DATA SECTION:

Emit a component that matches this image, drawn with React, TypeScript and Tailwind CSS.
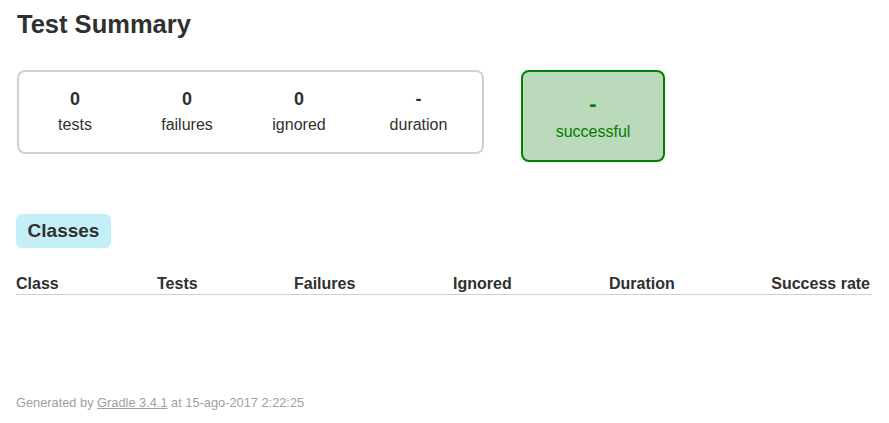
export default function App() {
  const counters = [
    { value: '0', label: 'tests', w: 'w-[112px]' },
    { value: '0', label: 'failures', w: 'w-[112px]' },
    { value: '0', label: 'ignored', w: 'w-[112px]' },
    { value: '-', label: 'duration', w: 'flex-1' },
  ]

  return (
    <div className="min-h-[423px] bg-white px-4 pt-[8px] text-[#303030] font-['Liberation_Sans',Arial,sans-serif]">
      <h1 className="ml-[1px] text-[25.5px] font-bold leading-[32px]">Test Summary</h1>

      <div className="ml-[1px] mt-[30px] flex items-start">
        <div className="flex h-[84px] w-[467px] rounded-[8px] border-2 border-[#d0d0d0]">
          {counters.map((c) => (
            <div key={c.label} className={`${c.w} flex flex-col items-center pt-[15px]`}>
              <div className="text-[18px] font-bold leading-[24px]">{c.value}</div>
              <div className="mt-[4px] text-[16px] leading-[20px]">{c.label}</div>
            </div>
          ))}
        </div>

        <div className="ml-[37px] flex h-[92px] w-[144px] flex-col items-center rounded-[8px] border-2 border-[#008000] bg-[#bbd9bb] pt-[18px] text-[#008000]">
          <div className="text-[22px] font-bold leading-[28px]">-</div>
          <div className="mt-[4px] text-[16px] leading-[20px]">successful</div>
        </div>
      </div>

      <div className="mt-[52px] inline-flex h-[34px] w-[95px] items-center justify-center rounded-[6px] bg-[#c5eff6]">
        <span className="text-[19px] font-bold">Classes</span>
      </div>

      <div className="mt-[26px] flex w-[856px] border-b border-[#d0d0d0] text-[16px] font-bold leading-[20px]">
        <div className="w-[141px]">Class</div>
        <div className="w-[137px]">Tests</div>
        <div className="w-[159px]">Failures</div>
        <div className="w-[156px]">Ignored</div>
        <div className="w-[120px]">Duration</div>
        <div className="flex-1 text-right pr-[2px]">Success rate</div>
      </div>

      <div className="mt-[100px] text-[12.8px] leading-[16px] text-[#a0a0a0]">
        Generated by <a className="underline text-[#a0a0a0]">Gradle 3.4.1</a> at 15-ago-2017 2:22:25
      </div>
    </div>
  )
}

EXERCISE PROMPT:
Output each line exactly; omit every picture.

WRITTEN REPLY:
Emit a component that matches this image, drawn with React, TypeScript and Tailwind CSS.
export default function App() {
  const counters = [
    { value: '0', label: 'tests', w: 'w-[112px]' },
    { value: '0', label: 'failures', w: 'w-[112px]' },
    { value: '0', label: 'ignored', w: 'w-[112px]' },
    { value: '-', label: 'duration', w: 'flex-1' },
  ]

  return (
    <div className="min-h-[423px] bg-white px-4 pt-[8px] text-[#303030] font-['Liberation_Sans',Arial,sans-serif]">
      <h1 className="ml-[1px] text-[25.5px] font-bold leading-[32px]">Test Summary</h1>

      <div className="ml-[1px] mt-[30px] flex items-start">
        <div className="flex h-[84px] w-[467px] rounded-[8px] border-2 border-[#d0d0d0]">
          {counters.map((c) => (
            <div key={c.label} className={`${c.w} flex flex-col items-center pt-[15px]`}>
              <div className="text-[18px] font-bold leading-[24px]">{c.value}</div>
              <div className="mt-[4px] text-[16px] leading-[20px]">{c.label}</div>
            </div>
          ))}
        </div>

        <div className="ml-[37px] flex h-[92px] w-[144px] flex-col items-center rounded-[8px] border-2 border-[#008000] bg-[#bbd9bb] pt-[18px] text-[#008000]">
          <div className="text-[22px] font-bold leading-[28px]">-</div>
          <div className="mt-[4px] text-[16px] leading-[20px]">successful</div>
        </div>
      </div>

      <div className="mt-[52px] inline-flex h-[34px] w-[95px] items-center justify-center rounded-[6px] bg-[#c5eff6]">
        <span className="text-[19px] font-bold">Classes</span>
      </div>

      <div className="mt-[26px] flex w-[856px] border-b border-[#d0d0d0] text-[16px] font-bold leading-[20px]">
        <div className="w-[141px]">Class</div>
        <div className="w-[137px]">Tests</div>
        <div className="w-[159px]">Failures</div>
        <div className="w-[156px]">Ignored</div>
        <div className="w-[120px]">Duration</div>
        <div className="flex-1 text-right pr-[2px]">Success rate</div>
      </div>

      <div className="mt-[100px] text-[12.8px] leading-[16px] text-[#a0a0a0]">
        Generated by <a className="underline text-[#a0a0a0]">Gradle 3.4.1</a> at 15-ago-2017 2:22:25
      </div>
    </div>
  )
}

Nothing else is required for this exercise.